I am a bit baffled when you claim your reasons for not playing golf are the same for Mandarin based on your criteria for not playing golf. Learning Mandarin is not expensive (plenty of free sources online) and I would imagine there are quite a lot of people in your circle of acquaintances that use it. And based upon you having intermittent employment and marathon DVD sessions, I will assume you certainly have time to learn Mandarin.

It appears that none of your reasons for not playing golf apply to Mandarin despite your claim of them being equal. Golf doesn't 'fit' in your life, I can see. Living in China and Mandarin doesn't 'fit' in your life, sorry, that is laughable.

I am not personally offended by or hypersensitive to the self-righteousness of this long running series on why you don't wish to speak the language of the country you have resided in for years.

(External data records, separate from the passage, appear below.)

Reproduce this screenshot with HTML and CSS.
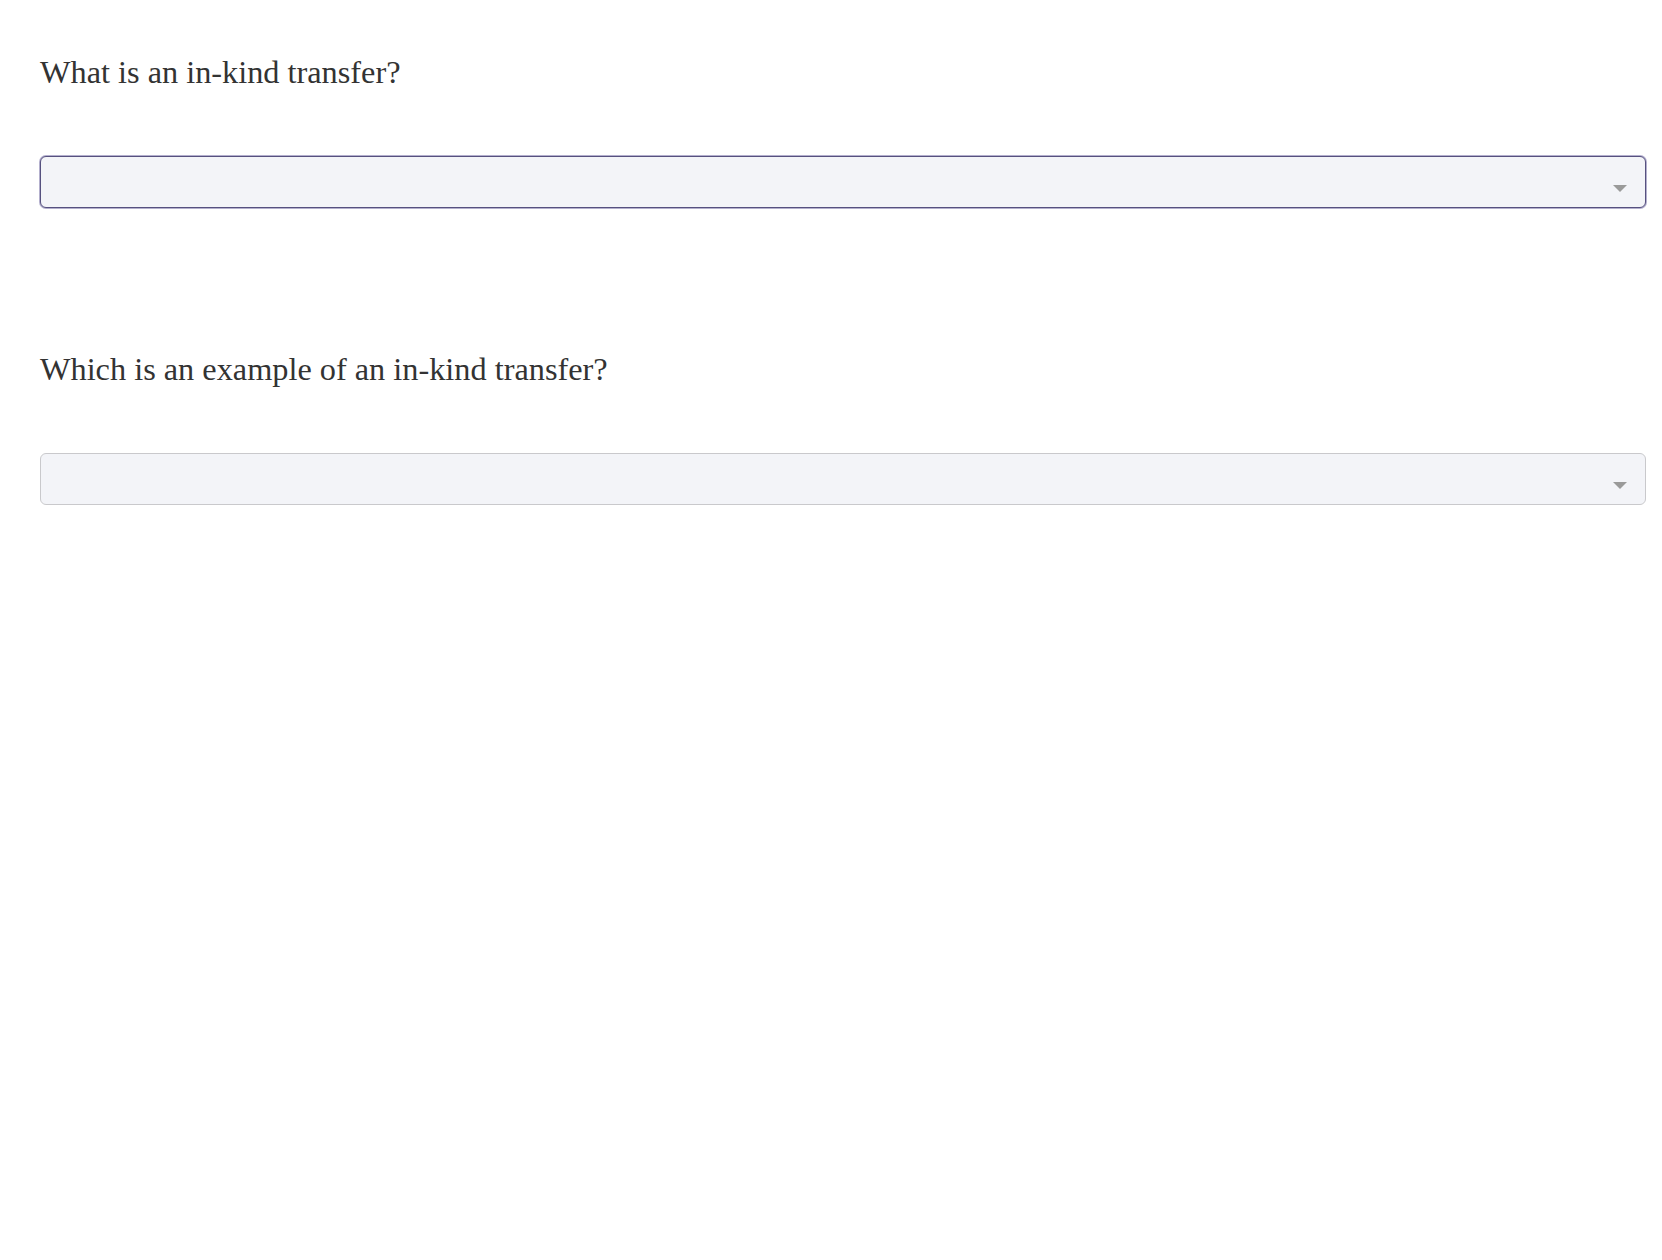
FILE: index.html
```html
<!DOCTYPE html>
<html lang="en">
<head>
    <meta charset="UTF-8">
    <meta name="viewport" content="width=device-width, initial-scale=1.0">
    <title>Quiz</title>
    <link rel="stylesheet" href="styles.css">
</head>
<body>
    <div class="quiz">
        <div class="question">
            <div class="question-text">What is an in-kind transfer?</div>
            <div class="dropdown focused">
                <span class="caret"></span>
            </div>
        </div>

        <div class="question">
            <div class="question-text">Which is an example of an in-kind transfer?</div>
            <div class="dropdown">
                <span class="caret"></span>
            </div>
        </div>
    </div>
</body>
</html>
```

FILE: styles.css
```css
body {
    margin: 0;
    padding: 0;
    background-color: #ffffff;
    font-family: "Liberation Serif", "Times New Roman", serif;
    color: #333333;
}
.quiz {
    display: flex;
    flex-direction: column;
    gap: 143px;
    padding: 54px 16px 0 40px;
}
.question-text {
    font-size: 32.3px;
    line-height: 37px;
    margin-bottom: 65px;
}
.dropdown {
    box-sizing: border-box;
    height: 52px;
    display: flex;
    justify-content: flex-end;
    align-items: center;
    padding-right: 18px;
    background-color: #f3f4f8;
    border: 1px solid #c9c9cc;
    border-radius: 6px;
}
.dropdown.focused {
    border: 1.5px solid #56517f;
    box-shadow: 0 0 0 1px #b3afcd;
}
.caret {
    width: 0;
    height: 0;
    margin-top: 12px;
    border-left: 7px solid transparent;
    border-right: 7px solid transparent;
    border-top: 7px solid #9a9a9a;
}
```
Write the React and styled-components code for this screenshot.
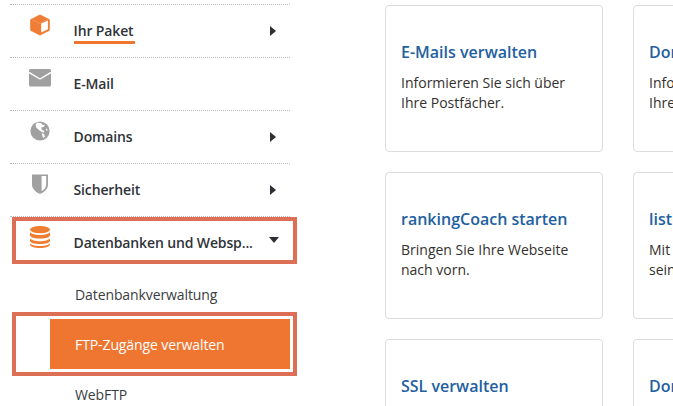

I just find it odd that you go on about it. It comes off as trying to justify a regret. That may not be the case, but that is how it comes across to me.

Froog said...

'Justifying a regret' is nice - might be something in that. Then again, you might just be projecting your own attitudes on to me.

The 'free' resources I've dabbled with, but haven't found any that wonderful - and I think they're probably a useful adjunct to study, rather than a sole or primary method. My experience - well, the experience of most people I know out here - is that you can't really get anywhere without lessons.... over a long period of time. Lessons cost money.

Sure, there are a lot of other things I choose to do with my time. And a lot of other things I have to do with my time. But to get good at Mandarin - or golf - would require many hundreds of hours, and I'm not willing to make that investment. The more I think about it, the more apt that parallel seems to be.

If my girlfriend played golf, then I suppose I might learn. It would add an extra dimension to our relationship, and be an impressive gesture of sacrifice. But it wouldn't be essential to our communication. And I don't feel under pressure to take it up just because there are so many other golfers in the country - even though it probably would help with business in some ways! There are still an awful lot of people here who don't play golf - locals as well as foreigners. Playing football is a far more universal interest, a better way to make friends.

Froog said...

The thing that gets my goat is that so many people get on a high horse about this, and tell you that you ought to learn Mandarin - even that you must.

But they rarely offer any cogent reason for this. It's an unconsidered assumption.

If they do start offering 'reasons', I usually find them non-compelling or not appropriate to my situation - if not completely bogus.

So, this series is - at least partly - about examining those possible reasons to learn the language... and attempting to dismiss them.

Yes, it is wilfully contrarian, and more than a little bit tongue-in-cheek. People shouldn't suppose that I haven't learned any Mandarin, or that I am ardently advocating against others doing so.

But I do feel that if you are going to, you ought to be very clear about your reasons for doing so.

And I'm not simply justifying an eccentric personal choice, but considering the global context - attempting to resist this tide of 'moral pressure' and CCP-backed propaganda that everyone ought to learn Mandarin.